## Problem to solve
Report every line from the material that contains the word "React".
* BEGIN Stored data *
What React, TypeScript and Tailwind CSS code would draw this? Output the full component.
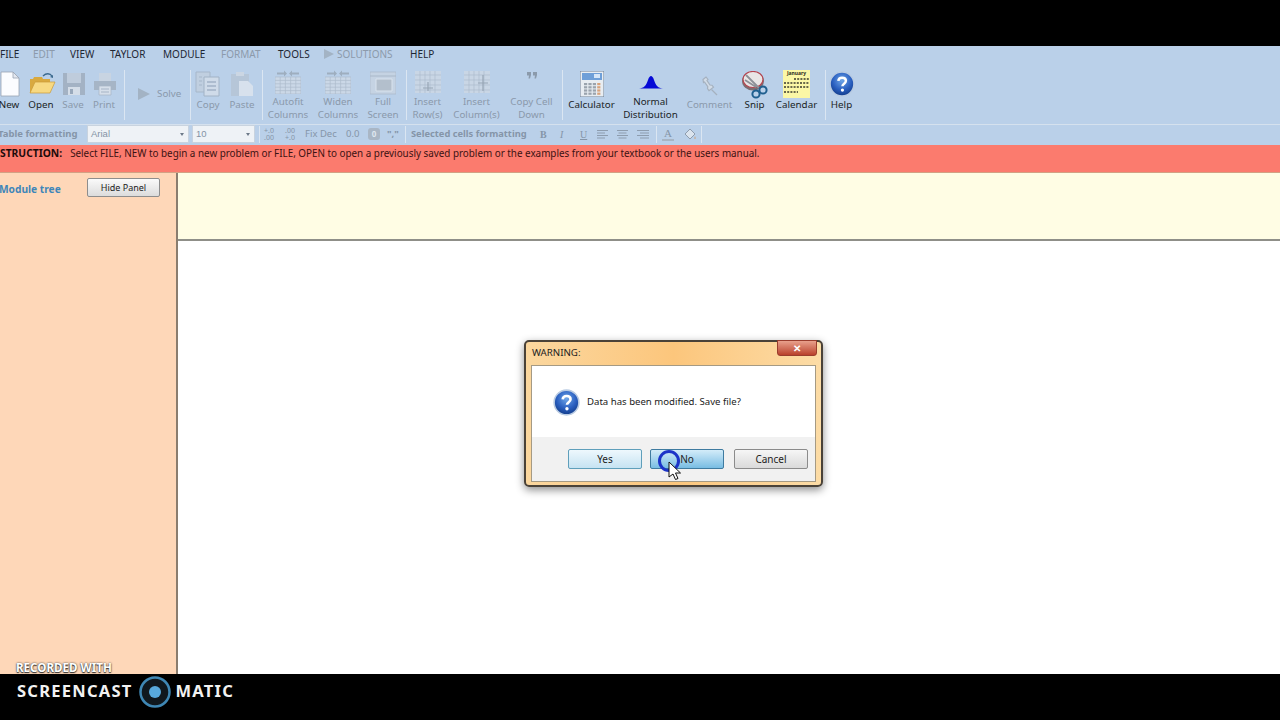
import React from "react";

const font = "font-['Noto_Sans','Open_Sans',sans-serif]";

function NewIcon() {
  return (
    <svg width="26" height="26" viewBox="0 0 26 26">
      <path d="M5 1h12l6 6v18H5z" fill="#fbfcff" stroke="#9aa3b2" strokeWidth="0.8" />
      <path d="M17 1v6h6z" fill="#e4e8f0" stroke="#9aa3b2" strokeWidth="0.8" />
    </svg>
  );
}
function OpenIcon() {
  return (
    <svg width="28" height="26" viewBox="0 0 28 26" className="ml-[2px]">
      <path d="M2 22V8h3l1-2h8l1 2h7v14z" fill="#d9a93f" />
      <path d="M2 22l5-11h20l-5 11z" fill="#f7d982" stroke="#c99a36" strokeWidth="0.7" />
      <path d="M15 5c3-3 7-3 9 0" fill="none" stroke="#3c6a8e" strokeWidth="1.3" />
      <path d="M25 7l-3-1 3-2z" fill="#3c6a8e" />
    </svg>
  );
}
function SaveIcon() {
  return (
    <svg width="24" height="24" viewBox="0 0 24 24" className="mt-[1px] ml-[2px]">
      <path d="M1 1h22v22H1z" fill="#a3b2c4" />
      <path d="M5 1h14v10H5z" fill="#bfccdc" />
      <path d="M6 15h12v8H6z" fill="#d4dde8" />
      <path d="M8 17h3v5H8z" fill="#98a8bb" />
    </svg>
  );
}
function PrintIcon() {
  return (
    <svg width="24" height="24" viewBox="0 0 24 24" className="mt-[1px] ml-[1px]">
      <path d="M6 1h12v8H6z" fill="#c8d4e2" />
      <path d="M1 9h22v9H1z" fill="#a6b5c6" />
      <path d="M6 14h12v9H6z" fill="#d6dfea" stroke="#a6b4c6" strokeWidth="0.7" />
      <path d="M8 17h8M8 20h8" stroke="#a6b4c6" strokeWidth="1" />
    </svg>
  );
}
function CopyIcon() {
  return (
    <svg width="26" height="26" viewBox="0 0 26 26">
      <path d="M1 1h14v20H1z" fill="#c0cfe0" stroke="#a6b7ca" />
      <path d="M9 6h15v19H9z" fill="#cfdbe9" stroke="#a2b3c6" />
      <path d="M12 11h9M12 15h9M12 19h9" stroke="#a2b3c6" strokeWidth="1.4" />
      <path d="M4 6h3M4 10h3M4 14h3" stroke="#a6b7ca" />
    </svg>
  );
}
function PasteIcon() {
  return (
    <svg width="24" height="26" viewBox="0 0 24 26">
      <path d="M1 3h18v22H1z" fill="#b6c6d8" />
      <path d="M6 1h8v4H6z" fill="#cbd6e3" />
      <path d="M9 10h9l5 5v10H9z" fill="#d7e1ed" />
    </svg>
  );
}
function GridIcon() {
  const w = 26;
  const h = 17;
  const cols = [0, 5.2, 10.4, 15.6, 20.8, 26];
  const rows = [0, 3.4, 6.8, 10.2, 13.6, 17];
  return (
    <svg width={w} height={h + 7} viewBox={`0 0 ${w} ${h + 7}`} className="-mt-[1px]">
      <path d="M2 2.500h7V.5l3 3-3 3v-2H2z" fill="#9eaebf" />
      <path d="M24 2.500h-7V.5l-3 3 3 3v-2h7z" fill="#9eaebf" />
      <rect x="0" y="7" width={w} height={h} fill="#cbd8e7" />
      {cols.map((x) => (
        <path key={x} d={`M${x} 7v${h}`} stroke="#adbccd" strokeWidth="0.7" />
      ))}
      {rows.map((y) => (
        <path key={y} d={`M0 ${y + 7}h${w}`} stroke="#adbccd" strokeWidth="0.7" />
      ))}
    </svg>
  );
}
function FullScreenIcon() {
  return (
    <svg width="26" height="24" viewBox="0 0 26 24">
      <path d="M0 1h26v22H0z" fill="#c5d3e3" stroke="#a9b8c9" strokeWidth="0.7" />
      <path d="M0 5h26" stroke="#a9b8c9" />
      <path d="M6 8h16v12H6z" fill="#b3bfcc" stroke="#d9e3ee" />
    </svg>
  );
}
function InsertIcon({ col = false }: { col?: boolean }) {
  return (
    <svg width="26" height="22" viewBox="0 0 26 22">
      <rect width="26" height="22" fill="#c9d6e5" />
      {[5, 10, 15, 20].map((x) => (
        <path key={x} d={`M${x} 0v22`} stroke="#adbccd" strokeWidth="0.7" />
      ))}
      {[4, 9, 14, 19].map((y) => (
        <path key={y} d={`M0 ${y}h26`} stroke="#adbccd" strokeWidth="0.7" />
      ))}
      {col ? (
        <path d="M19 4v16M14 12h10" stroke="#97a5b5" strokeWidth="1.2" />
      ) : (
        <path d="M13 11v9M8 17h10" stroke="#97a5b5" strokeWidth="1.2" />
      )}
    </svg>
  );
}
function CopyDownIcon() {
  return (
    <svg width="10" height="7" viewBox="0 0 10 7" className="mt-[1px]">
      <path d="M0 0h4v3L3 6.500H1.500L2 3.500H0zM6 0h4v3L9 6.500H7.500L8 3.500H6z" fill="#8b9aab" />
    </svg>
  );
}
function CalculatorIcon() {
  const cells = [];
  for (let r = 0; r < 4; r++) {
    for (let c = 0; c < 4; c++) {
      cells.push(
        <rect key={`${r}-${c}`} x={4 + c * 4.4} y={12 + r * 3.2} width="3.2" height="2.2" fill={c === 3 ? "#d8a37c" : "#9aa3ad"} />
      );
    }
  }
  return (
    <svg width="24" height="26" viewBox="0 0 24 26">
      <path d="M0 0h24v26H0z" fill="#e8edf2" stroke="#6c7f95" />
      <path d="M2 2h20v7H2z" fill="#6f9fd8" />
      <path d="M14 3h6v4h-6z" fill="#d6e6f8" />
      {cells}
    </svg>
  );
}
function NormalIcon() {
  return (
    <svg width="24" height="14" viewBox="0 0 24 14" className="mt-[4px]">
      <path d="M0 13.5C5 13 7 11 9 5c1-3 2-4 3-4s2 1 3 4c2 6 4 8 9 8.500z" fill="#0509d6" />
    </svg>
  );
}
function PinIcon() {
  return (
    <svg width="16" height="20" viewBox="0 0 16 20" fill="none" stroke="#a5b1bf" strokeWidth="1.2" className="mt-[5px]">
      <path d="M1 3.500L4 1l2 2.500-1 1L8 9l2 .2 1.500 2-4.500 3.500-1.500-2 .3-2L2.500 6 1.500 6.500z" fill="#d2dce7" />
      <path d="M9.500 13.500L15 19" />
    </svg>
  );
}
function SnipIcon() {
  return (
    <svg width="28" height="28" viewBox="0 0 28 28">
      <ellipse cx="12" cy="10" rx="11" ry="9.500" fill="#7a6e72" />
      <ellipse cx="12" cy="8.500" rx="10" ry="8" fill="#e9e6e6" stroke="#b64550" strokeWidth="1.2" />
      <path d="M5 4l13 13M4 9l11 7" stroke="#8d9097" strokeWidth="1.8" />
      <circle cx="22" cy="19" r="3.600" fill="none" stroke="#1f5f8f" strokeWidth="2" />
      <circle cx="15" cy="23" r="3.600" fill="none" stroke="#1f5f8f" strokeWidth="2" />
    </svg>
  );
}
function CalendarIcon() {
  const rows = [9, 13, 17, 21];
  return (
    <div className="relative -mt-[1px] h-[28px] w-[27px] shrink-0 bg-[#fbf7a6]">
      <div className="text-center text-[5px] leading-[6px] font-bold text-[#2b2b20]">January</div>
      <svg className="absolute top-0 left-0" width="27" height="28" viewBox="0 0 27 28">
        {rows.map((y, i) => (
          <path
            key={y}
            d={i === 0 ? `M11 ${y}h15` : i === 3 ? `M1 ${y + 1}h14` : `M1 ${y}h25`}
            stroke="#3a3a2c"
            strokeWidth="1.3"
            strokeDasharray="2 1.2"
          />
        ))}
      </svg>
    </div>
  );
}
function HelpIcon({ size = 24, className = "" }: { size?: number; className?: string }) {
  return (
    <svg width={size} height={size} viewBox="0 0 24 24" className={className}>
      <defs>
        <radialGradient id="helpg" cx="50%" cy="35%" r="65%">
          <stop offset="0" stopColor="#6fa6e8" />
          <stop offset="0.6" stopColor="#2a5fc0" />
          <stop offset="1" stopColor="#123c8a" />
        </radialGradient>
      </defs>
      <circle cx="12" cy="12" r="11" fill="url(#helpg)" stroke="#b9cbe2" strokeWidth="1.4" />
      <path d="M8.600 9.200c.2-2 1.600-3 3.500-3 2 0 3.500 1.100 3.500 2.900 0 2.600-3.200 2.600-3.200 5" fill="none" stroke="#fff" strokeWidth="2.300" />
      <circle cx="12.400" cy="17.600" r="1.500" fill="#fff" />
    </svg>
  );
}
function SolveArrow() {
  return (
    <svg width="14" height="14" viewBox="0 0 14 14">
      <path d="M1 1l12 6-12 6z" fill="#a3b3c4" />
    </svg>
  );
}

type Tool = {
  width: string;
  icon: React.ReactNode;
  label: React.ReactNode;
  on?: boolean;
  two?: boolean;
};

function ToolButton({ width, icon, label, on, two }: Tool) {
  return (
    <div className={`flex h-full shrink-0 flex-col items-center ${width}`}>
      <div className="flex h-[27px] items-start justify-center overflow-visible">{icon}</div>
      <div className={`text-center text-[9.800px] leading-[13px] whitespace-nowrap ${two ? "-mt-[3px]" : ""} ${on ? "text-[#1a1f26]" : "text-[#8a99ab]"}`}>
        {label}
      </div>
    </div>
  );
}

function Sep({ className }: { className: string }) {
  return <div className={`-mt-[1px] h-[50px] w-[1px] shrink-0 self-start bg-[#dbe6f2] ${className}`} />;
}

function MenuBar() {
  const items = [
    ["FILE", "w-[33px] text-[#1d2633]"],
    ["EDIT", "w-[37px] text-[#8c9aab]"],
    ["VIEW", "w-[40px] text-[#1d2633]"],
    ["TAYLOR", "w-[53px] text-[#1d2633]"],
    ["MODULE", "w-[58px] text-[#1d2633]"],
    ["FORMAT", "w-[57px] text-[#8c9aab]"],
  ];
  return (
    <div className="flex h-[15px] shrink-0 items-center text-[10px] leading-[14px] whitespace-nowrap">
      {items.map(([t, c]) => (
        <div key={t} className={c}>{t}</div>
      ))}
      <div className="w-[45px] text-[#1d2633]">TOOLS</div>
      <div className="flex w-[87px] items-center text-[#8c9aab]">
        <svg width="12" height="12" viewBox="0 0 12 12" className="mr-[2px]">
          <path d="M1 1l10 5-10 5z" fill="#a3b3c4" />
        </svg>
        SOLUTIONS
      </div>
      <div className="text-[#1d2633]">HELP</div>
    </div>
  );
}

function Toolbar() {
  return (
    <div className="flex h-[63px] shrink-0 items-start pt-[10px]">
      <div className="flex h-[50px] w-[120px] shrink-0 -translate-x-[6px]">
        <ToolButton width="w-[30px]" icon={<NewIcon />} label="New" on />
        <ToolButton width="w-[34px]" icon={<OpenIcon />} label="Open" on />
        <ToolButton width="w-[30px]" icon={<SaveIcon />} label="Save" />
        <ToolButton width="w-[32px]" icon={<PrintIcon />} label="Print" />
      </div>
      <Sep className="ml-[4px]" />
      <div className="flex h-[46px] w-[65px] shrink-0 items-center pl-[12px] text-[9.800px] text-[#8a99ab]">
        <SolveArrow />
        <span className="ml-[6px]">Solve</span>
      </div>
      <Sep className="" />
      <ToolButton width="w-[34px]" icon={<CopyIcon />} label="Copy" />
      <ToolButton width="w-[34px]" icon={<PasteIcon />} label="Paste" />
      <Sep className="ml-[3px]" />
      <ToolButton width="w-[50px]" icon={<GridIcon />} label={<>Autofit<br />Columns</>} two />
      <ToolButton width="w-[50px]" icon={<GridIcon />} label={<>Widen<br />Columns</>} two />
      <ToolButton width="w-[40px]" icon={<FullScreenIcon />} label={<>Full<br />Screen</>} two />
      <Sep className="ml-[3px]" />
      <ToolButton width="w-[41px]" icon={<InsertIcon />} label={<>Insert<br />Row(s)</>} two />
      <ToolButton width="w-[57px]" icon={<InsertIcon col />} label={<>Insert<br />Column(s)</>} two />
      <ToolButton width="w-[53px]" icon={<CopyDownIcon />} label={<>Copy Cell<br />Down</>} two />
      <Sep className="ml-[4px]" />
      <ToolButton width="w-[57px]" icon={<CalculatorIcon />} label="Calculator" on />
      <ToolButton width="w-[61px]" icon={<NormalIcon />} label={<>Normal<br />Distribution</>} on two />
      <ToolButton width="w-[57px]" icon={<PinIcon />} label="Comment" />
      <ToolButton width="w-[33px]" icon={<SnipIcon />} label="Snip" on />
      <ToolButton width="w-[51px]" icon={<CalendarIcon />} label="Calendar" on />
      <Sep className="ml-[3px]" />
      <ToolButton width="w-[31px]" icon={<HelpIcon size={26} className="ml-[1px]" />} label="Help" on />
    </div>
  );
}

function Combo({ width, text }: { width: string; text: string }) {
  return (
    <div className={`flex h-[18px] shrink-0 items-center justify-between border border-[#c8d3df] bg-[#eef2f6] pr-[4px] pl-[3px] text-[9.500px] text-[#8493a5] ${width}`}>
      <span className="font-['Liberation_Sans',sans-serif]">{text}</span>
      <span className="h-0 w-0 border-x-[2.500px] border-t-[3px] border-x-transparent border-t-[#6d7a89]" />
    </div>
  );
}

function FormatSep({ className }: { className: string }) {
  return <div className={`h-[17px] w-[1px] shrink-0 bg-[#dbe6f2] ${className}`} />;
}

function FormatBar() {
  return (
    <div className="flex h-[21px] shrink-0 items-center border-t border-[#d5e1ee] pb-[2px] text-[9.500px] whitespace-nowrap text-[#8595a8]">
      <div className="w-[87px] shrink-0 -translate-x-[2px] font-bold">Table formatting</div>
      <Combo width="w-[102px]" text="Arial" />
      <Combo width="w-[63px] ml-[3px]" text="10" />
      <FormatSep className="ml-[4px]" />
      <span className="ml-[4px] w-[21px] text-[7px] leading-[7px]">+.0<br />.00</span>
      <span className="w-[20px] text-[7px] leading-[7px]">.00<br />+.0</span>
      <span className="w-[41px]">Fix Dec</span>
      <span className="w-[22px]">0.0</span>
      <span className="flex h-[12px] w-[12px] items-center justify-center rounded-[3px] bg-[#a9b6c5] text-[8px] font-bold text-[#dfe7f0]">0</span>
      <span className="ml-[7px] w-[18px] font-bold">","</span>
      <FormatSep className="" />
      <span className="ml-[5px] w-[129px] text-[9.300px] font-bold">Selected cells formatting</span>
      <span className="w-[20px] font-['Liberation_Serif',serif] text-[10px] font-bold">B</span>
      <span className="w-[20px] font-['Liberation_Serif',serif] text-[10px] italic">I</span>
      <span className="w-[17px] font-['Liberation_Serif',serif] text-[10px] underline">U</span>
      <svg width="52" height="11" viewBox="0 0 52 11" stroke="#8d9cae" strokeWidth="1">
        <path d="M0 1.500h11M0 4h8M0 6.500h11M0 9h8" />
        <path d="M20 1.500h11M21.500 4h8M20 6.500h11M21.500 9h8" />
        <path d="M40 1.500h12M43 4h9M40 6.500h12M43 9h9" />
      </svg>
      <FormatSep className="ml-[7px]" />
      <div className="ml-[5px] w-[12px] border-b-2 border-[#a8b5c4] text-center font-['Liberation_Serif',serif] text-[11px] leading-[11px]">A</div>
      <svg width="14" height="14" viewBox="0 0 14 14" className="ml-[9px]">
        <path d="M2 7l5-5 5 5-5 5z" fill="#dbe4ee" stroke="#8e9cad" />
        <path d="M12 9c1 2 1 3 0 3s-1-1 0-3z" fill="#c9a98c" />
      </svg>
      <FormatSep className="ml-[4px]" />
    </div>
  );
}

function Instruction() {
  return (
    <div className="flex h-[28px] shrink-0 items-start overflow-hidden border-b border-[#d2a184] bg-[#fb7b6e] pt-[1px] text-[9.850px] leading-[14px] whitespace-nowrap text-[#3a1212]">
      <span className="text-[10.300px] font-bold text-[#1d0b0b]">STRUCTION:</span>
      <span className="ml-[8px]">
        Select FILE, NEW to begin a new problem or FILE, OPEN to open a previously saved problem or the examples from your textbook or the users manual.
      </span>
    </div>
  );
}

function Body() {
  return (
    <div className="flex min-h-0 flex-1">
      <aside className="relative w-[178px] shrink-0 border-r-[2px] border-r-[#8a7d6f] bg-[#fed7b8]">
        <div className="flex items-start">
          <div className="mt-[9px] -ml-[1px] w-[88px] text-[10.200px] font-bold whitespace-nowrap text-[#3f86b8]">Module tree</div>
          <button className="mt-[5px] h-[19px] w-[73px] rounded-[2px] border border-[#8d8d8d] bg-gradient-to-b from-[#fafafa] to-[#dcdcdc] text-[9px] leading-[15px] text-[#222]">
            Hide Panel
          </button>
        </div>
        <div className="absolute bottom-0 left-[16px] text-[11.600px] leading-[12px] font-bold whitespace-nowrap text-white [text-shadow:0_1px_1px_#333,0_0_2px_#333]">
          RECORDED WITH
        </div>
      </aside>
      <main className="flex min-w-0 flex-1 flex-col bg-white">
        <div className="h-[68px] shrink-0 border-b-[2px] border-[#8f8f88] bg-[#fffde4]" />
      </main>
    </div>
  );
}

function DialogButton({ label, tone }: { label: string; tone: "blue" | "hot" | "gray" }) {
  const tones = {
    blue: "border-[#5f9fbb] from-[#eef8fd] to-[#c6e3f2]",
    hot: "border-[#3f7ba0] from-[#d3ecf9] to-[#78bde3]",
    gray: "border-[#8b8b8b] from-[#f6f6f6] to-[#dadada]",
  };
  return (
    <div className={`flex h-[20px] w-[74px] items-center justify-center rounded-[2px] border bg-gradient-to-b text-[10px] text-[#222] ${tones[tone]}`}>
      {label}
    </div>
  );
}

function Dialog() {
  return (
    <div className="absolute top-[340px] left-[524px] flex h-[147px] w-[299px] flex-col rounded-[5px] border-[2px] border-[#4a4238] bg-gradient-to-r from-[#fbd79e] via-[#fcc67c] to-[#fcdca6] px-[5px] pb-[3px] shadow-[0_3px_8px_rgba(0,0,0,0.45)]">
      <div className="relative flex h-[23px] shrink-0 items-center pl-[1px] text-[9.700px] text-[#222]">
        WARNING:
        <div className="absolute top-[-2px] right-[-1px] flex h-[16px] w-[40px] items-center justify-center rounded-b-[3px] border border-[#9a3d2d] bg-gradient-to-b from-[#e8a08c] to-[#b9402b] text-[10px] leading-[10px] font-bold text-white">
          ✕
        </div>
      </div>
      <div className="flex min-h-0 flex-1 flex-col border border-[#a59a84] bg-white">
        <div className="flex h-[71px] shrink-0 items-center pt-[2px] pl-[21px] text-[9.600px] text-[#222]">
          <HelpIcon size={27} />
          <span className="ml-[7px]">Data has been modified. Save file?</span>
        </div>
        <div className="flex flex-1 items-center bg-[#f1f1f1] pl-[36px]">
          <DialogButton label="Yes" tone="blue" />
          <div className="ml-[8px]"><DialogButton label="No" tone="hot" /></div>
          <div className="ml-[10px]"><DialogButton label="Cancel" tone="gray" /></div>
        </div>
      </div>
    </div>
  );
}

function Cursor() {
  return (
    <div className="absolute top-[450px] left-[658px]">
      <div className="h-[22px] w-[22px] rounded-full border-[3px] border-[#1c34c8]" />
      <svg className="absolute top-[11px] left-[10px]" width="14" height="20" viewBox="0 0 14 20">
        <path d="M1 1v15l4-3 2.500 5.500 2.500-1-2.500-5.500h5z" fill="#fff" stroke="#111" strokeWidth="1" />
      </svg>
    </div>
  );
}

function Footer() {
  return (
    <div className="flex h-[46px] shrink-0 items-start bg-black pt-[2px] pl-[17px] text-[16.500px] leading-[30px] font-bold tracking-[1.250px] text-[#f2f2f2]">
      <span>SCREENCAST</span>
      <svg width="32" height="32" viewBox="0 0 32 32" className="ml-[6px] mr-[5px]">
        <circle cx="16" cy="16" r="14.500" fill="#10181e" stroke="#3f87b4" strokeWidth="2.500" />
        <circle cx="16" cy="16" r="6" fill="#58a9dd" />
      </svg>
      <span>MATIC</span>
    </div>
  );
}

export default function App() {
  return (
    <div className={`relative flex h-[720px] w-[1280px] flex-col overflow-hidden bg-black ${font}`}>
      <div className="h-[46px] shrink-0 bg-black" />
      <div className="flex h-[99px] shrink-0 flex-col overflow-hidden bg-[#bad0e9]">
        <MenuBar />
        <Toolbar />
        <FormatBar />
      </div>
      <Instruction />
      <Body />
      <Footer />
      <Dialog />
      <Cursor />
    </div>
  );
}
* END Stored data *
## The completed task
What React, TypeScript and Tailwind CSS code would draw this? Output the full component.
import React from "react";
  icon: React.ReactNode;
  label: React.ReactNode;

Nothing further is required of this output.